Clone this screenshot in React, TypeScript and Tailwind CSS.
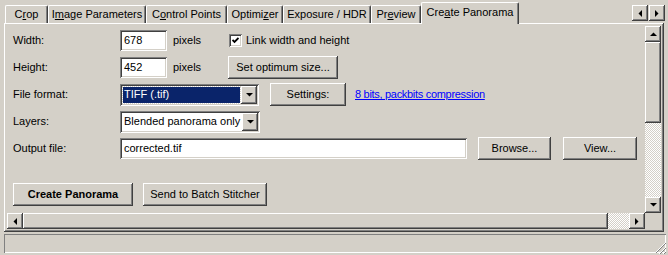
import React from "react";

const raised =
  "bg-[#d4d0c8] shadow-[inset_-1px_-1px_#404040,inset_1px_1px_#ffffff,inset_-2px_-2px_#808080,inset_2px_2px_#d4d0c8]";
const raisedEdge =
  "shadow-[inset_-1px_-1px_#404040,inset_1px_1px_#ffffff,inset_-2px_-2px_#808080,inset_2px_2px_#d4d0c8]";
const sunken =
  "bg-white shadow-[inset_1px_1px_#808080,inset_-1px_-1px_#ffffff,inset_2px_2px_#404040,inset_-2px_-2px_#d4d0c8]";
const dither =
  "bg-[repeating-conic-gradient(#ffffff_0_25%,#d4d0c8_0_50%)] bg-[length:2px_2px]";

function Arrow({ dir }: { dir: "up" | "down" | "left" | "right" }) {
  const pts = {
    up: "0,4 7,4 3.5,0.5",
    down: "0,0 7,0 3.5,3.5",
    left: "4,0 4,7 0.5,3.5",
    right: "0,0 0,7 3.5,3.5",
  }[dir];
  const vertical = dir === "up" || dir === "down";
  return (
    <svg width={vertical ? 7 : 4} height={vertical ? 4 : 7} viewBox={vertical ? "0 0 7 4" : "0 0 4 7"}>
      <polygon points={pts} fill="#000" />
    </svg>
  );
}

function ArrowButton({ dir, className = "" }: { dir: "up" | "down" | "left" | "right"; className?: string }) {
  return (
    <div className={`w-[16px] h-[16px] shrink-0 flex items-center justify-center ${raised} ${className}`}>
      <Arrow dir={dir} />
    </div>
  );
}

function Button({ children, w, bold = false }: { children: React.ReactNode; w: string; bold?: boolean }) {
  return (
    <div className={`${w} h-[23px] shrink-0 flex items-center justify-center ${raised} ${bold ? "font-bold" : ""}`}>
      {children}
    </div>
  );
}

function Combo({ value, w, selected = false }: { value: string; w: string; selected?: boolean }) {
  return (
    <div className={`${w} h-[22px] shrink-0 flex items-center p-[2px] ${sunken}`}>
      <div className="flex-1 h-full flex items-center pl-[1px] pr-[1px]">
        <div
          className={`flex-1 h-[16px] flex items-center pl-[1px] ${
            selected ? "bg-[#0a246a] text-white outline outline-1 outline-dotted outline-[#d4d0c8]" : ""
          }`}
        >
          {value}
        </div>
      </div>
      <ArrowButton dir="down" className="h-[18px]" />
    </div>
  );
}

function Field({ value, w }: { value: string; w: string }) {
  return (
    <div className={`${w} h-[21px] shrink-0 flex items-center pl-[4px] ${sunken}`}>{value}</div>
  );
}

const tabs = [
  { label: <>C<u>r</u>op</>, w: "w-[43px]" },
  { label: <>I<u>m</u>age Parameters</>, w: "w-[98px]" },
  { label: <>C<u>o</u>ntrol Points</>, w: "w-[81px]" },
  { label: <>Optimi<u>z</u>er</>, w: "w-[56px]" },
  { label: <>Exposure / HDR</>, w: "w-[88px]" },
  { label: <>Pr<u>e</u>view</>, w: "w-[50px]" },
];

export default function App() {
  return (
    <div className="w-[668px] h-[255px] bg-[#d4d0c8] font-['Liberation_Sans',Arial,sans-serif] text-[11px] text-black flex flex-col overflow-hidden leading-none">
      {/* Tab strip */}
      <div className="h-[23px] flex items-end pl-[5px] pr-[3px] relative z-10 shrink-0">
        {tabs.map((t, i) => (
          <div
            key={i}
            className={`${t.w} h-[18px] shrink-0 flex items-center justify-center border-l border-t border-white border-r border-r-[#404040] rounded-t-[2px] shadow-[inset_-1px_0_#808080]`}
          >
            {t.label}
          </div>
        ))}
        <div className="w-[98px] h-[22px] -mb-[1px] pb-[3px] shrink-0 flex items-center justify-center bg-[#d4d0c8] border-l border-t border-white border-r border-r-[#404040] rounded-t-[2px] shadow-[inset_-1px_0_#808080]">
          Cre<u>a</u>te Panorama
        </div>
        <div className="ml-auto self-start mt-[5px] flex gap-[1px]">
          <ArrowButton dir="left" />
          <ArrowButton dir="right" />
        </div>
      </div>

      {/* Panel */}
      <div className={`mx-[4px] h-[209px] shrink-0 p-[3px] flex flex-col ${raisedEdge}`}>
        <div className="flex-1 flex min-h-0">
          {/* Content */}
          <div className="flex-1 pl-[6px] pt-[4px] flex flex-col gap-[6px]">
            <div className="flex items-center h-[21px]">
              <div className="w-[107px] shrink-0">Width:</div>
              <Field value="678" w="w-[47px]" />
              <div className="w-[62px] shrink-0 pl-[6px]">pixels</div>
              <div className={`w-[13px] h-[13px] shrink-0 flex items-center justify-center ${sunken}`}>
                <svg width="7" height="7" viewBox="0 0 7 7">
                  <polyline points="0.5,3 2.5,5 6.5,1" fill="none" stroke="#000" strokeWidth="1.8" />
                </svg>
              </div>
              <div className="pl-[4px]">Link width and height</div>
            </div>
            <div className="flex items-center h-[21px]">
              <div className="w-[107px] shrink-0">Height:</div>
              <Field value="452" w="w-[47px]" />
              <div className="w-[61px] shrink-0 pl-[6px]">pixels</div>
              <Button w="w-[110px]">Set optimum size...</Button>
            </div>
            <div className="flex items-center h-[21px]">
              <div className="w-[107px] shrink-0">File format:</div>
              <Combo value="TIFF (.tif)" w="w-[139px]" selected />
              <div className="ml-[11px]">
                <Button w="w-[76px]">Settings:</Button>
              </div>
              <span className="ml-[9px] text-[#0000ff] underline tracking-[-0.3px]">8 bits, packbits compression</span>
            </div>
            <div className="flex items-center h-[21px]">
              <div className="w-[107px] shrink-0">Layers:</div>
              <Combo value="Blended panorama only" w="w-[140px]" />
            </div>
            <div className="flex items-center h-[21px]">
              <div className="w-[107px] shrink-0">Output file:</div>
              <Field value="corrected.tif" w="w-[347px]" />
              <div className="ml-[11px]">
                <Button w="w-[73px]">Browse...</Button>
              </div>
              <div className="ml-[12px]">
                <Button w="w-[74px]">View...</Button>
              </div>
            </div>
            <div className="flex items-center gap-[10px] mt-[18px]">
              <Button w="w-[120px]" bold>
                Create Panorama
              </Button>
              <Button w="w-[124px]">Send to Batch Stitcher</Button>
            </div>
          </div>
          {/* Vertical scrollbar */}
          <div className="w-[16px] shrink-0 flex flex-col">
            <ArrowButton dir="up" />
            <div className={`h-[81px] shrink-0 ${raised}`} />
            <div className={`flex-1 ${dither}`} />
            <ArrowButton dir="down" />
          </div>
        </div>
        {/* Horizontal scrollbar */}
        <div className="h-[16px] shrink-0 flex">
          <ArrowButton dir="left" />
          <div className={`flex-1 ${raised}`} />
          <div className={`w-[21px] shrink-0 ${dither}`} />
          <ArrowButton dir="right" />
          <div className="w-[16px] shrink-0" />
        </div>
      </div>

      {/* Status bar */}
      <div className="mx-[4px] mr-[2px] mt-[2px] h-[19px] shrink-0 flex justify-end items-end shadow-[inset_1px_1px_#808080,inset_-1px_-1px_#ffffff]">
        <svg width="12" height="12" viewBox="0 0 12 12" className="mb-[-1px]">
          <line x1="11" y1="1" x2="1" y2="11" stroke="#ffffff" />
          <line x1="12" y1="1" x2="2" y2="11" stroke="#808080" />
          <line x1="12" y1="5" x2="5" y2="12" stroke="#ffffff" />
          <line x1="12" y1="6" x2="6" y2="12" stroke="#808080" />
          <line x1="12" y1="9" x2="9" y2="12" stroke="#ffffff" />
          <line x1="12" y1="10" x2="10" y2="12" stroke="#808080" />
        </svg>
      </div>
    </div>
  );
}
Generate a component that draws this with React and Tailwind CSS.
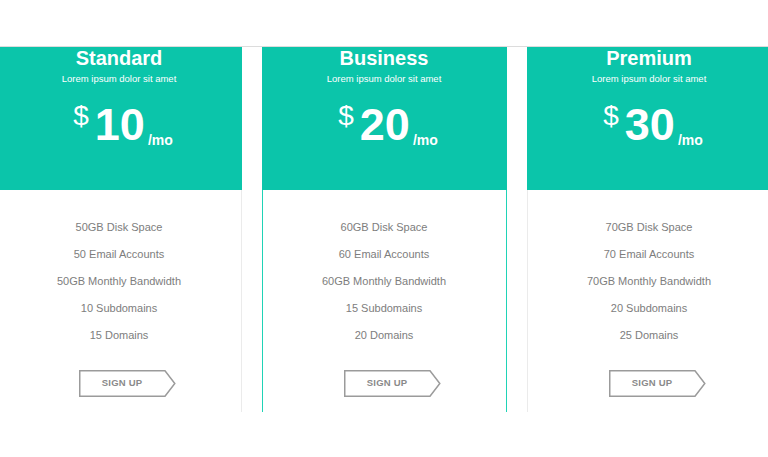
import React from "react";

const plans = [
  {
    name: "Standard",
    price: "10",
    features: ["50GB Disk Space", "50 Email Accounts", "50GB Monthly Bandwidth", "10 Subdomains", "15 Domains"],
    border: "border-[#ebebeb]",
  },
  {
    name: "Business",
    price: "20",
    features: ["60GB Disk Space", "60 Email Accounts", "60GB Monthly Bandwidth", "15 Subdomains", "20 Domains"],
    border: "border-[#1fd3b6]",
  },
  {
    name: "Premium",
    price: "30",
    features: ["70GB Disk Space", "70 Email Accounts", "70GB Monthly Bandwidth", "20 Subdomains", "25 Domains"],
    border: "border-[#ebebeb]",
  },
];

function SignUp() {
  return (
    <div className="relative w-[97px] h-[27px] ml-[17px] mt-[21px]">
      <svg className="absolute inset-0" width="97" height="27" viewBox="0 0 97 27">
        <path d="M0.75 0.75 H86 L95.8 13.5 L86 26.25 H0.75 Z" fill="none" stroke="#9b9b9b" strokeWidth="1.5" />
      </svg>
      <div className="relative w-[86px] h-[27px] flex items-center justify-center text-[9.5px] font-bold text-[#8a8a8a] tracking-[0.2px]">
        SIGN UP
      </div>
    </div>
  );
}

function Card({ plan }) {
  return (
    <div className="w-[245px] shrink-0 flex flex-col">
      <div className="h-[143px] bg-[#0bc5aa] flex flex-col items-center text-white">
        <div className="text-[20px] leading-[22px] font-bold">{plan.name}</div>
        <div className="text-[9.5px] leading-[12px] mt-[4px]">Lorem ipsum dolor sit amet</div>
        <div className="flex items-end mt-[17px] ml-[8px] h-[45px]">
          <span className="self-start text-[28px] leading-none">$</span>
          <span className="text-[45px] leading-none font-bold ml-[6px]">{plan.price}</span>
          <span className="text-[14px] leading-none font-bold ml-[3px]">/mo</span>
        </div>
      </div>
      <div className={`flex-1 border-x ${plan.border} flex flex-col items-center pt-[24px] pb-[14px]`}>
        {plan.features.map((f) => (
          <div key={f} className="text-[11px] leading-[27px] text-[#7d7d7d]">{f}</div>
        ))}
        <SignUp />
      </div>
    </div>
  );
}

export default function App() {
  return (
    <div className="w-[768px] h-[457px] bg-white font-['Liberation_Sans',Arial,sans-serif] pt-[46px]">
      <div className="h-[366px] border-t border-[#dcdcdc] overflow-hidden flex justify-center gap-[20px]">
        {plans.map((p) => (
          <Card key={p.name} plan={p} />
        ))}
      </div>
    </div>
  );
}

Exercise prompt
Looking at the records above, tally the lines holding "Tailwind" and reply with that number only.

Written solution
2